Lastly came Nancy’s Last Dance, a sequel to the events of That Yellow Bastard. This felt like an important story to tell, and one that I would have loved to have seen published as a comic book or graphic novel. This story focuses on Nancy, and her desire for revenge on Senator Roark following the death of Hartigan (Bruce Willis), the cop who had saved her life as a young girl. Nancy is on a downward spiral, falling into alcoholism and bitterness. At the core, this is a great story, and one that really deserved to be told. Of course Nancy would be crushed after Hartigan’s death at the end of That Yellow Bastard, and the idea of following up to see what would happen next is appealing. I love the idea of Bruce Willis’ returning as Hartigan in the form of a ghost/hallucination. That was clever. But I was a little disappointed by the ending, which felt too simplistic to me. Nancy seemed to really be broken psychologically, so are we to imagine that she’s magically OK at the end? And what would become of her, following the physical changes she did to herself? This story left me with a lot of questions. (I was also confused by the chronology. I assumed that this story took place after all the other Sin City tales, so definitely after Marv’s death in The Hard Goodbye, but we saw Marv in the bar after Nancy cut herself in this story. How could that be, when Nancy was dancing in the bar in The Hard Goodbye? I suppose it’s possible that Nancy went back to dancing following the events of this story, but that seems extremely unlikely — the story is called Nancy’s Last Dance after all — and even if she did, she surely wouldn’t have looked the same. So this doesn’t really make sense to me.)
I enjoyed that the chronology of this film was all jumbled up, just like the first film was. I enjoyed the puzzle of sorting out when the stories in this film took place in relation to the stories in the other film (before, after, or during). But as noted above, what seemed like a mistake in Nancy’s Last Dance was very bothersome to me. And unlike the first film, in which the way the stories were structured, fitting into one another, seemed just perfect, here in the sequel it felt random. In the first Sin City film, the epilogue wrapped together so wonderfully in the prologue, but here in A Dame to Kill For I felt no such well-thought-out symmetry. That doesn’t sink the film, but it is a disappointment. (This is probably also the place to note that the biggest flaw of A Dame to Kill For is its hugely weak sauce ending. It ends with such a whimper, such a “that’s it??” ending, I was really bummed.)
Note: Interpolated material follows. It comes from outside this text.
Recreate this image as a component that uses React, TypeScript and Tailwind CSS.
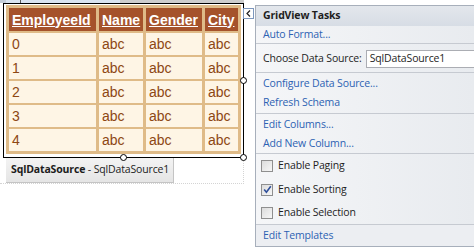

I opened this review noting how highly I used to think of Frank Miller. He has fallen significantly in my estimation in recent years. He’s published almost no new comics in the last decade, and the two that I read (the first two issues of All Star Batman & Robin, and an abomination called Holy Terror) were horrendous. He’s also made some very public comments that have shocked me with their revelation of Mr. Miller’s political viewpoints, opinions with which I strongly disagree. I am usually able to separate my appreciation of an artist’s work with my disagreement with their political beliefs or my disapproval of their real-life actions. So far that is still the case with Frank Miller, but nevertheless my opinion of the man and his work has dropped significantly. I will say that the two new stories he wrote for this film are far better than his recent output had me prepared to expect, even though I wouldn’t consider either to be that great.
Robert Rodriguez has also seemed to have hit hard times recently. It’s been a while since he has made a film that has been all that successful or all that popular with critics. I haven’t been interested in much of what he has done since the first Sin City back in ’05 and Grindhouse in ’07. I was hoping this long-awaited sequel would be a return to form, but not quite.
If you enjoyed the first Sin City I think you will get some pleasure from A Dame to Kill For. But this is definitely an inferior film to the first. I find it hard to believe that after this mediocre outing (which crashed and burned at the box office) we’ll see any further Sin City films, and that’s a disappointment.